Another significant safe harbor was provided for businesses that could not return to the same level of business activity due to compliance with federal, state, or local health and safety requirements related to COVID-19. This covered businesses constrained by mandates, such as capacity restrictions on restaurants or retail stores. Documenting the connection between the government mandate and the reduced activity was the borrower’s responsibility when applying for forgiveness.
The PPPFA introduced significant changes to the terms governing the portion of the loan that was not ultimately forgiven. The original program set a minimum two-year maturity period for the remaining debt.
The new legislation extended the minimum loan maturity period from two years to five years for all PPP loans originated after the PPPFA’s enactment on June 5, 2020. Lenders and borrowers who had already executed a loan agreement before June 5, 2020, were permitted to mutually agree to modify the maturity date to five years. The Act maintained the fixed interest rate for the loan at 1.00% per annum.

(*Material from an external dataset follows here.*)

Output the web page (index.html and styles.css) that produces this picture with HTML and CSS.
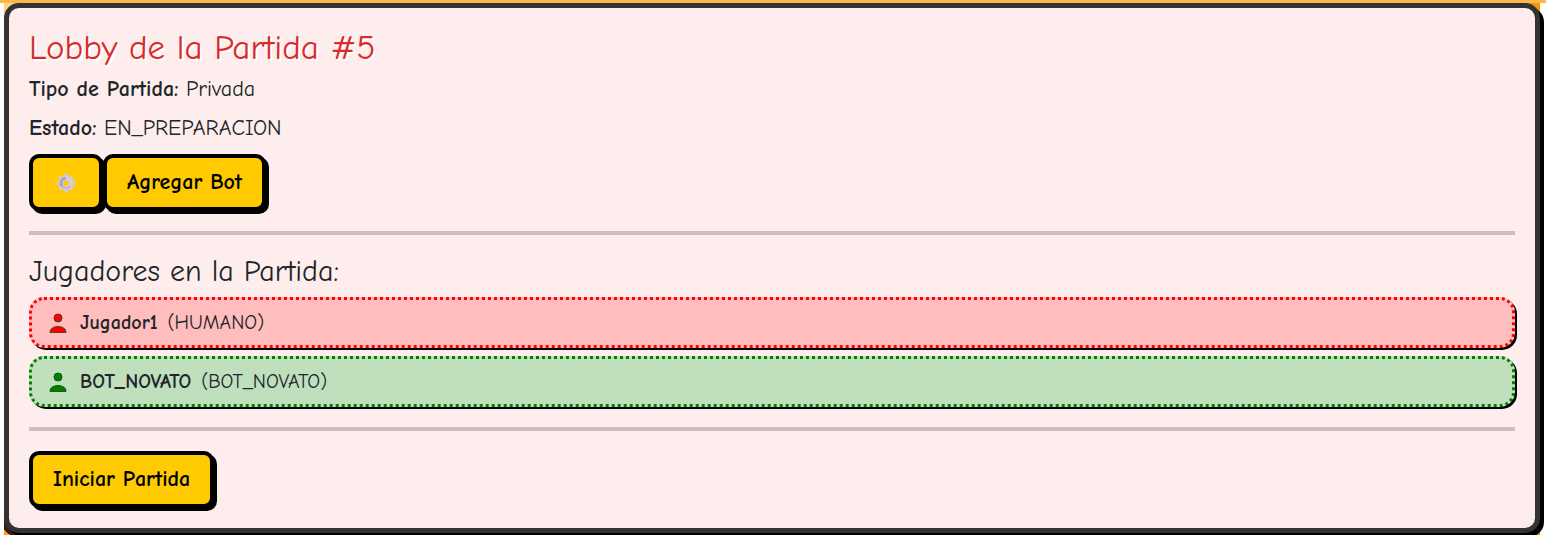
FILE: index.html
```html
<!DOCTYPE html>
<html lang="es">
<head>
<meta charset="utf-8">
<meta name="viewport" content="width=device-width, initial-scale=1">
<title>Lobby de la Partida</title>
<link rel="stylesheet" href="styles.css">
</head>
<body>
<div class="stage">
  <main class="lobby">
    <h1 class="lobby-title">Lobby de la Partida #5</h1>
    <p class="detail"><strong class="detail-name">Tipo de Partida:</strong> Privada</p>
    <p class="detail"><strong class="detail-name">Estado:</strong> EN_PREPARACION</p>
    <div class="actions">
      <button class="btn btn-icon" type="button" aria-label="Configurar">
        <svg class="gear" viewBox="0 0 20 20" aria-hidden="true">
          <g fill="none" stroke="#cfc8e0" stroke-width="3.4">
            <path d="M10 0.5V19.5M0.5 10H19.5M3.6 3.6L16.4 16.4M16.4 3.6L3.6 16.4"/>
          </g>
          <circle cx="10" cy="10" r="5" fill="#ffcb00" stroke="#d3cde3" stroke-width="4.4"/>
          <path d="M10 5A5 5 0 0 0 6 13" fill="none" stroke="#a99ccc" stroke-width="2.6"/>
          <path d="M6 13A5 5 0 0 0 14 13" fill="none" stroke="#b7acd4" stroke-width="2"/>
        </svg>
      </button>
      <button class="btn" type="button">Agregar Bot</button>
    </div>
    <hr class="rule">
    <h2 class="section-title">Jugadores en la Partida:</h2>
    <ul class="players">
      <li class="player player-human">
        <svg class="avatar" viewBox="0 0 18 20" aria-hidden="true"><circle cx="9" cy="5" r="4"/><path d="M1 19.4C1 15.8 4.2 13.6 9 13.6S17 15.8 17 19.4Z"/></svg>
        <strong class="player-name">Jugador1</strong>
        <span class="player-kind">(HUMANO)</span>
      </li>
      <li class="player player-bot">
        <svg class="avatar" viewBox="0 0 18 20" aria-hidden="true"><circle cx="9" cy="5" r="4"/><path d="M1 19.4C1 15.8 4.2 13.6 9 13.6S17 15.8 17 19.4Z"/></svg>
        <strong class="player-name">BOT_NOVATO</strong>
        <span class="player-kind">(BOT_NOVATO)</span>
      </li>
    </ul>
    <hr class="rule">
    <button class="btn" type="button">Iniciar Partida</button>
  </main>
</div>
</body>
</html>
```
FILE: styles.css
```css
* { box-sizing: border-box; }

body {
  margin: 0;
  border-top: 3px solid #ffb74d;
  background: #fff;
  color: #212529;
  font-family: "Comic Sans MS", "Comic Neue", "Open Sans", sans-serif;
  font-size: 22px;
  line-height: 27px;
  overflow: hidden;
}

.stage {
  margin: 0 6px 0 4px;
  padding-bottom: 2px;
  background:
    linear-gradient(40deg, #f9a000 0 4px, #3a1a14 4px 30px, transparent 30px),
    linear-gradient(90deg, #ffd180, #f0980c);
}

.lobby {
  padding: 20px;
  border: 5px solid #333;
  border-radius: 15px;
  background: #fdeeed;
  box-shadow: 4px 4px 0 #000;
}

.lobby-title {
  margin: 0 0 8px;
  color: #d92b2b;
  font-size: 35px;
  font-weight: 400;
  line-height: 40px;
  text-shadow: 2px 2px 0 #fff;
}

.detail { margin: 0 0 12px; }

.detail-name { font-weight: 700; }

.actions { display: flex; }

.btn {
  display: block;
  height: 57px;
  padding: 0 20px;
  border: 4px solid #000;
  border-radius: 10px;
  background: #ffcb00;
  box-shadow: 3px 3px 0 #000;
  color: #000;
  font: inherit;
  font-weight: 700;
  cursor: pointer;
}

.btn-icon { padding: 0 23px; }

.gear {
  display: block;
  width: 20px;
  height: 20px;
}

.rule {
  height: 4px;
  margin: 20px 0;
  border: 0;
  background: #cbbfbe;
}

.section-title {
  margin: 0 0 8px;
  font-size: 30px;
  font-weight: 400;
  line-height: 34px;
}

.players {
  display: grid;
  gap: 8px;
  margin: 0;
  padding: 0;
  list-style: none;
}

.player {
  display: flex;
  align-items: center;
  padding: 12px 17px;
  border: 3px dotted;
  border-radius: 15px;
  box-shadow: 2px 2px 0 #000;
  font-size: 20px;
  line-height: 21px;
}

.player-human { border-color: #f00; background: #ffbdbd; }
.player-bot { border-color: #008000; background: #bfdfbd; }

.avatar {
  width: 18px;
  height: 20px;
  margin-right: 13px;
  stroke: #5b3b10;
  stroke-width: 1;
}

.player-human .avatar { fill: #f00; }
.player-bot .avatar { fill: #008000; stroke: #0b5a0b; }

.player-name { margin-right: 10px; color: #212529; }
```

A further substantial change involved the extension of the payment deferral period. Initially, borrowers were required to begin making principal and interest payments after six months.
The PPPFA automatically extended this deferral period until the date the lender received the SBA’s determination regarding the borrower’s application for loan forgiveness. If the SBA determined that the loan was fully forgiven, the borrower owed nothing. This provided a significant, albeit variable, extension of the payment-free period.

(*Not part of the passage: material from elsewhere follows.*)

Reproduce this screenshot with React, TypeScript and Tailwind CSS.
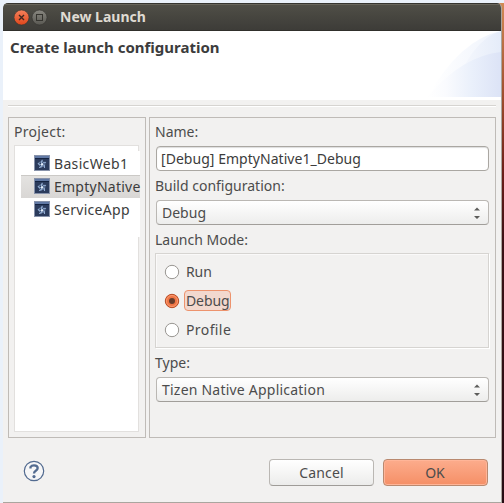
import React from "react";

const combo =
  "ml-px flex h-[25px] w-[333px] items-center justify-between rounded-[4px] border border-[#bab7b3] border-b-[#a19e9a] bg-gradient-to-b from-white to-[#ededec] pl-[5px] pr-[7px]";

function Arrows() {
  return (
    <svg width="8" height="14" viewBox="0 0 8 14" className="mt-px" fill="#5c5c5a">
      <path d="M1 4.5 L4 1.5 L7 4.5Z M1 10 L4 13 L7 10Z" />
    </svg>
  );
}

function ProjectIcon() {
  return (
    <svg width="16" height="16" viewBox="0 0 16 16" className="-mt-px shrink-0">
      <rect x=".5" y=".5" width="15" height="15" fill="#2b3b5c" stroke="#8792aa" />
      <rect x="1" y="1" width="14" height="2" fill="#6179a5" />
      <rect x="1" y="3" width="14" height="1" fill="#142341" />
      <g fill="none" stroke="#8fa9cf" strokeWidth="1.1">
        <path d="M8 9.5 Q6.5 7 8.5 5 M8 9.5 Q9.5 6.5 12 7.5 M8 9.5 Q11 9.5 10.5 13 M8 9.5 Q8 12.5 5 12.5 M8 9.5 Q5 10.5 4 8" />
        <path d="M5 7.5L8 6.5L11 8L10.5 11L7 12L5 10Z" strokeWidth=".6" />
      </g>
      <circle cx="8" cy="9.4" r="1.1" fill="#e3edf8" />
    </svg>
  );
}

function ProjectRow({ name, track, selected = false }: { name: string; track: string; selected?: boolean }) {
  return (
    <div
      className={
        "flex h-[23px] items-center pl-[13px] text-[#3c3c3c] " +
        (selected ? "bg-gradient-to-b from-[#e4e3e1] to-[#d9d7d5] shadow-[inset_0_1px_0_#cbc9c6]" : "")
      }
    >
      <ProjectIcon />
      <span className={"ml-[4px] whitespace-nowrap " + track}>{name}</span>
    </div>
  );
}

function Radio({ label, track, checked = false }: { label: string; track: string; checked?: boolean }) {
  return (
    <div className="flex h-[29px] items-center">
      <svg width="16" height="16" viewBox="0 0 16 16" className="shrink-0">
        <circle cx="8" cy="8" r="6.7" fill={checked ? "#ef7444" : "#fff"} stroke={checked ? "#b64d26" : "#989591"} strokeWidth="1" />
        {checked && <circle cx="8" cy="8" r="5.5" fill="none" stroke="#fa9a70" strokeWidth="1" />}
        {checked && <circle cx="8" cy="8" r="3" fill="#663c2c" />}
      </svg>
      <span
        className={
          "ml-[4px] flex h-[21px] items-center whitespace-nowrap rounded-[4px] border pl-px " +
          (checked ? "w-[47px] border-[#ed936d] bg-[#f2d8ce] " : "border-transparent ") +
          track
        }
      >
        {label}
      </span>
    </div>
  );
}

export default function App() {
  return (
    <div className="relative h-[503px] w-[504px] overflow-hidden bg-[#eaf1fa] pl-[3px] pt-[3px] font-['Noto_Sans','Open_Sans',sans-serif] text-[14px] leading-[20px] text-[#4c4c4c]">
      <div className="absolute right-0 top-[3px] h-[500px] w-[5px] bg-[linear-gradient(to_bottom,#d18a55,#9a4a2c_100px,#6b1e18_170px,#3a1015_240px,#260c13)]" />
      <div className="relative flex h-[500px] w-[499px] flex-col overflow-hidden rounded-t-[5px] border-b border-r border-[#aaa69f] bg-[#f2f1f0]">
        <header className="-mr-px flex h-[28px] shrink-0 items-center border-b border-t border-b-[#302f2b] border-t-[#35342f] bg-gradient-to-b from-[#504f47] to-[#3d3c38] pl-[11px] shadow-[inset_0_1px_0_#68655b]">
          <svg width="34" height="18" viewBox="0 0 34 18" className="shrink-0">
            <defs>
              <linearGradient id="close" x2="0" y2="1"><stop stopColor="#f4815c" /><stop offset="1" stopColor="#df461b" /></linearGradient>
              <linearGradient id="max" x2="0" y2="1"><stop stopColor="#888780" /><stop offset="1" stopColor="#595852" /></linearGradient>
            </defs>
            <circle cx="7.5" cy="9.5" r="7.5" fill="url(#close)" stroke="#34332f" strokeWidth=".6" />
            <path d="M5 7l5 5M10 7l-5 5" stroke="#3e2720" strokeWidth="1.4" />
            <circle cx="25.5" cy="9.5" r="7.5" fill="url(#max)" stroke="#34332f" strokeWidth=".6" />
            <rect x="22.5" y="6.5" width="6" height="6" fill="none" stroke="#35342f" />
          </svg>
          <h1 className="ml-[12px] whitespace-nowrap font-bold text-[#dfdbd2]">New Launch</h1>
        </header>
        <section className="flex h-[69px] shrink-0 justify-between bg-white pl-[7px]">
          <h2 className="mt-[6px] whitespace-nowrap text-[15px] font-bold text-[#3c3c3c]">Create launch configuration</h2>
          <svg width="74" height="66" viewBox="0 0 74 66" className="shrink-0">
            <defs>
              <linearGradient id="wave" gradientUnits="userSpaceOnUse" x1="5" x2="74" y1="0" y2="0"><stop stopColor="#fff" /><stop offset="1" stopColor="#eef3fc" /></linearGradient>
              <linearGradient id="wave1" gradientUnits="userSpaceOnUse" x1="24" x2="74" y1="0" y2="0"><stop stopColor="#fafbfe" /><stop offset="1" stopColor="#e5ecf9" /></linearGradient>
              <linearGradient id="wave2"><stop stopColor="#fff" /><stop offset=".25" stopColor="#fafbfe" /><stop offset=".6" stopColor="#eaf0fb" /><stop offset="1" stopColor="#dce3f6" /></linearGradient>
            </defs>
            <path d="M0 66 Q34 8 74 0V66Z" fill="url(#wave)" />
            <path d="M24 66 Q44 8 74 0V66Z" fill="url(#wave1)" />
            <path d="M0 66 Q35 25 74 21V66Z" fill="url(#wave2)" />
          </svg>
        </section>
        <div className="ml-[5px] mt-[5px] h-[2px] w-[488px] shrink-0 border-b border-t border-b-white border-t-[#d6d4d1]" />
        <main className="mt-[10px] flex h-[321px] shrink-0 gap-[3px] pl-[5px]">
          <section className="w-[138px] border border-[#bfbbb7] pl-[5px] pt-[4px]">
            <div className="h-[23px] tracking-[0.25px]">Project:</div>
            <div className="h-[287px] w-[125px] border border-[#e2e0de] bg-white pt-[5px]">
              <div className="h-[86px] w-[125px] bg-white pl-[6px] pt-px">
                <ProjectRow name="BasicWeb1" track="tracking-[0.33px]" />
                <ProjectRow name="EmptyNative" track="tracking-[0.25px]" selected />
                <ProjectRow name="ServiceApp" track="tracking-[0.3px]" />
              </div>
            </div>
          </section>
          <section className="w-[347px] border border-[#bfbbb7] pl-[5px] pt-[4px]">
            <div className="h-[24px]">Name:</div>
            <div className="ml-px flex h-[25px] w-[333px] items-center rounded-[4px] border border-[#aaa7a2] bg-white pl-[4px] text-[#3c3c3c] shadow-[inset_0_1px_1px_#ddd]">
              <span className="tracking-[0.04px]">[Debug] EmptyNative1_Debug</span>
            </div>
            <div className="h-[29px] pt-[5px]">Build configuration:</div>
            <div className={combo}><span>Debug</span><Arrows /></div>
            <div className="h-[28px] pt-[5px]">Launch Mode:</div>
            <div className="h-[95px] w-[334px] border border-[#d6d4d1] pl-[8px] pt-[3px] shadow-[inset_1px_1px_0_#faf9f9,1px_1px_0_#fff]">
              <Radio label="Run" track="tracking-[-0.1px]" />
              <Radio label="Debug" track="tracking-[-0.1px]" checked />
              <Radio label="Profile" track="tracking-[0.4px]" />
            </div>
            <div className="h-[29px] pt-[5px]">Type:</div>
            <div className={combo}><span className="tracking-[0.22px]">Tizen Native Application</span><Arrows /></div>
          </section>
        </main>
        <footer className="mt-[21px] flex shrink-0 items-start pl-[20px]">
          <svg width="22" height="22" viewBox="0 0 22 22" className="mt-px">
            <circle cx="11" cy="11" r="9.7" fill="#f6f6f7" stroke="#536b90" strokeWidth="1.2" />
            <path d="M7.5 8.5V7Q8.5 5.3 11 5.3Q14.7 5.3 14.7 8Q14.7 9.5 12.8 10.7Q11 11.8 11 13.5" fill="none" stroke="#536b90" strokeWidth="2.3" />
            <circle cx="11" cy="16.6" r="1.6" fill="#536b90" />
          </svg>
          <button className="ml-[224px] h-[27px] w-[105px] rounded-[4px] border border-[#bab7b3] border-b-[#9f9c98] bg-gradient-to-b from-white to-[#ececeb] tracking-[0.15px]">Cancel</button>
          <button className="ml-[9px] h-[27px] w-[105px] rounded-[4px] border border-[#b9896f] bg-gradient-to-b from-[#fcac8c] to-[#f58f66] pr-px shadow-[inset_0_0_0_1px_#ffb598]">OK</button>
        </footer>
      </div>
    </div>
  );
}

If a borrower failed to apply for forgiveness, the PPPFA set the deferral period to expire 10 months after the end of the borrower’s Covered Period. This established a hard deadline for the beginning of payments if the forgiveness application process was not initiated.
The CARES Act contained a separate provision allowing employers to defer the deposit and payment of the employer’s share of Social Security taxes (a 6.2% levy). However, the original statutory language prohibited a borrower from deferring these payroll taxes once they received a final determination of PPP loan forgiveness. This forced businesses to choose between the tax deferral and maximizing loan forgiveness.
The PPPFA explicitly removed this prohibition, allowing borrowers who received PPP loan forgiveness to simultaneously defer the employer’s share of Social Security taxes. This change compounded the financial relief available to small businesses.
The deferral mechanics remained consistent with the original CARES Act structure, splitting the deferred taxes into two installment payments. The first installment, representing 50% of the deferred amount, was due by December 31, 2021. The remaining 50% was then due by December 31, 2022.